I am also not unaware that Wilson Elser may, understandably, believe that the Order granting the firm of Wilson Elser to withdraw must also embrace its members, including Lerner, given the definition of "firm" or "law firm" cited above in Rule 1.0(h). Were it not for Lerner's manifest insistence that his Notice of Appearance be recorded and the Notice of Appearance of Leghorn, Dkt. #51, that belief would have facial merit.




It is obvious, however, that those filings at the very least (to say nothing of the submissions by Oberlander and Lerner) bespeak a tension within that firm. To the extent that Lerner's continuation as a partner of the firm may raise concerns about partnership liability for his conduct, see, e.g., NY Partnership Law §20; Fed. R. Civ. P. 11(c)(1), supra, that is a matter for them to resolve.4

For the foregoing reasons, the motion of Wilson Elser for permission to withdraw from continued representation of Oberlander in 12 MC 150 is hereby granted. Oberlander's request for a hearing and injunctive relief is denied.


1. A party may appear in an action either formally or informally. Hayuk v. Hallock, 11 Misc.2d 1086 (S. Ct. Oneida Co. 1958).

2. I assume that what was intended to be "corrected" was the impression, possibly created, that Coleen Middleton, who signed the letter request for an adjournment, was now counsel of record.

3. No reference to non-payment is to be found in any of Wilson Elser's applications to withdraw.

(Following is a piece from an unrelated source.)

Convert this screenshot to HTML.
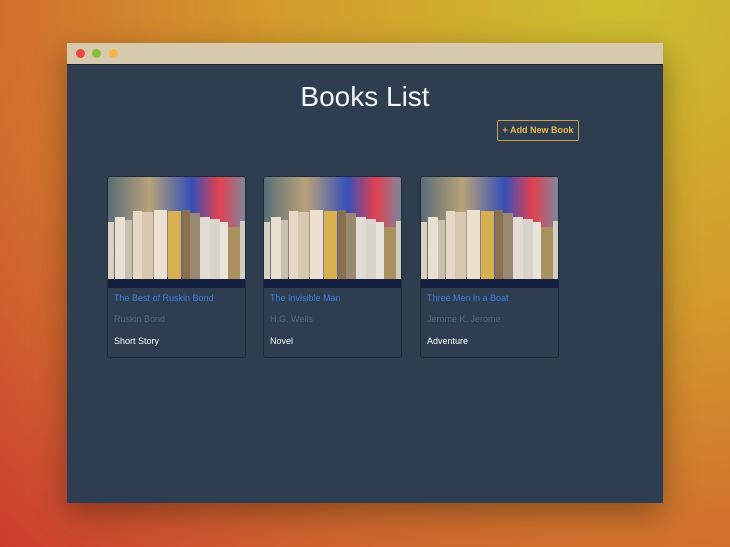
<!DOCTYPE html>
<html><head><style>
*{margin:0;padding:0;box-sizing:border-box}
body{width:730px;height:547px;overflow:hidden;position:relative;font-family:"Liberation Sans",sans-serif;
background:radial-gradient(ellipse at 85% 0%,#cdbf2f 0%,#d39a2c 40%,#d2702e 70%,#cc3d2f 100%);}
.win{position:absolute;left:67px;top:43px;width:596px;height:460px;background:#2e3d50;box-shadow:0 10px 30px rgba(0,0,0,.35);}
.bar{height:22px;background:#d6c9ad;border-bottom:1px solid #1a2430;position:relative}
.dot{position:absolute;top:6px;width:9px;height:9px;border-radius:50%}
h1{position:absolute;left:0;width:596px;top:38px;text-align:center;font-weight:normal;font-size:28px;color:#f4f6f8;letter-spacing:0}
.btn{position:absolute;left:430px;top:77px;width:82px;height:21px;border:1px solid #c9a24a;border-radius:2px;color:#e9b94f;font-size:9px;font-weight:bold;text-align:center;line-height:19px}
.card{position:absolute;top:133px;width:139px;height:182px;border:1px solid #1f2a38;border-radius:3px;background:#2e3d50;overflow:hidden}
.card svg{display:block}
.t{position:absolute;left:6px;top:116px;font-size:9px;color:#3d7fe0}
.a{position:absolute;left:6px;top:137px;font-size:9px;color:#5a6878}
.g{position:absolute;left:6px;top:159px;font-size:9px;color:#fff}
</style></head><body>
<div class="win">
<div class="bar"><div class="dot" style="left:9px;background:#f0443f"></div><div class="dot" style="left:25px;background:#8cbc36"></div><div class="dot" style="left:42px;background:#f5b54a"></div></div>
<h1>Books List</h1>
<div class="btn">+ Add New Book</div>

<div class="card" style="left:40px">
<svg width="139" height="111" viewBox="0 0 139 111"><defs><linearGradient id="bg" x1="0" x2="1"><stop offset="0" stop-color="#5b6e77"/><stop offset=".3" stop-color="#b8a27a"/><stop offset=".6" stop-color="#3550b8"/><stop offset=".8" stop-color="#e24050"/><stop offset="1" stop-color="#7a8aa0"/></linearGradient></defs>
<rect width="139" height="111" fill="url(#bg)"/><rect y="100" width="139" height="11" fill="#152040"/>
<rect x="0" y="45" width="6" height="57" fill="#d8d0c0"/><rect x="7" y="40" width="10" height="62" fill="#e8e0d0"/><rect x="17" y="43" width="7" height="59" fill="#c8c0b0"/><rect x="25" y="34" width="9" height="68" fill="#e6d7c6"/><rect x="34" y="35" width="11" height="67" fill="#d8c8b0"/><rect x="46" y="33" width="13" height="69" fill="#ece0d0"/><rect x="60" y="34" width="13" height="68" fill="#d8b050"/><rect x="74" y="33" width="8" height="69" fill="#8a7050"/><rect x="82" y="36" width="10" height="66" fill="#9a8870"/><rect x="92" y="40" width="10" height="62" fill="#e0dcd4"/><rect x="102" y="42" width="10" height="60" fill="#d8d4cc"/><rect x="112" y="45" width="8" height="57" fill="#e8e4dc"/><rect x="120" y="50" width="12" height="52" fill="#a89060"/><rect x="132" y="44" width="7" height="58" fill="#d0ccc0"/></svg>
<div class="t">The Best of Ruskin Bond</div><div class="a">Ruskin Bond</div><div class="g">Short Story</div></div>

<div class="card" style="left:196px">
<svg width="139" height="111" viewBox="0 0 139 111"><rect width="139" height="111" fill="url(#bg)"/><rect y="100" width="139" height="11" fill="#152040"/>
<rect x="0" y="45" width="6" height="57" fill="#d8d0c0"/><rect x="7" y="40" width="10" height="62" fill="#e8e0d0"/><rect x="17" y="43" width="7" height="59" fill="#c8c0b0"/><rect x="25" y="34" width="9" height="68" fill="#e6d7c6"/><rect x="34" y="35" width="11" height="67" fill="#d8c8b0"/><rect x="46" y="33" width="13" height="69" fill="#ece0d0"/><rect x="60" y="34" width="13" height="68" fill="#d8b050"/><rect x="74" y="33" width="8" height="69" fill="#8a7050"/><rect x="82" y="36" width="10" height="66" fill="#9a8870"/><rect x="92" y="40" width="10" height="62" fill="#e0dcd4"/><rect x="102" y="42" width="10" height="60" fill="#d8d4cc"/><rect x="112" y="45" width="8" height="57" fill="#e8e4dc"/><rect x="120" y="50" width="12" height="52" fill="#a89060"/><rect x="132" y="44" width="7" height="58" fill="#d0ccc0"/></svg>
<div class="t">The Invisible Man</div><div class="a">H.G. Wells</div><div class="g">Novel</div></div>

<div class="card" style="left:353px">
<svg width="139" height="111" viewBox="0 0 139 111"><rect width="139" height="111" fill="url(#bg)"/><rect y="100" width="139" height="11" fill="#152040"/>
<rect x="0" y="45" width="6" height="57" fill="#d8d0c0"/><rect x="7" y="40" width="10" height="62" fill="#e8e0d0"/><rect x="17" y="43" width="7" height="59" fill="#c8c0b0"/><rect x="25" y="34" width="9" height="68" fill="#e6d7c6"/><rect x="34" y="35" width="11" height="67" fill="#d8c8b0"/><rect x="46" y="33" width="13" height="69" fill="#ece0d0"/><rect x="60" y="34" width="13" height="68" fill="#d8b050"/><rect x="74" y="33" width="8" height="69" fill="#8a7050"/><rect x="82" y="36" width="10" height="66" fill="#9a8870"/><rect x="92" y="40" width="10" height="62" fill="#e0dcd4"/><rect x="102" y="42" width="10" height="60" fill="#d8d4cc"/><rect x="112" y="45" width="8" height="57" fill="#e8e4dc"/><rect x="120" y="50" width="12" height="52" fill="#a89060"/><rect x="132" y="44" width="7" height="58" fill="#d0ccc0"/></svg>
<div class="t">Three Men in a Boat</div><div class="a">Jerome K. Jerome</div><div class="g">Adventure</div></div>
</div>
</body></html>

4. Contradictory views deterred me from making mention of Oberlander's statement on page 19 of his Opposition, Dkt. #56, that he was notified by Lerner on September 10th of his "likely imminent departure from the firm" and that he elected to follow him. In his Reply Brief in Support of the Motion to Withdraw, Mr. Leghorn writes that "to our knowledge…there is no evidence of Mr. Lerner's imminent departure." Dkt. #63 at 4 n.7.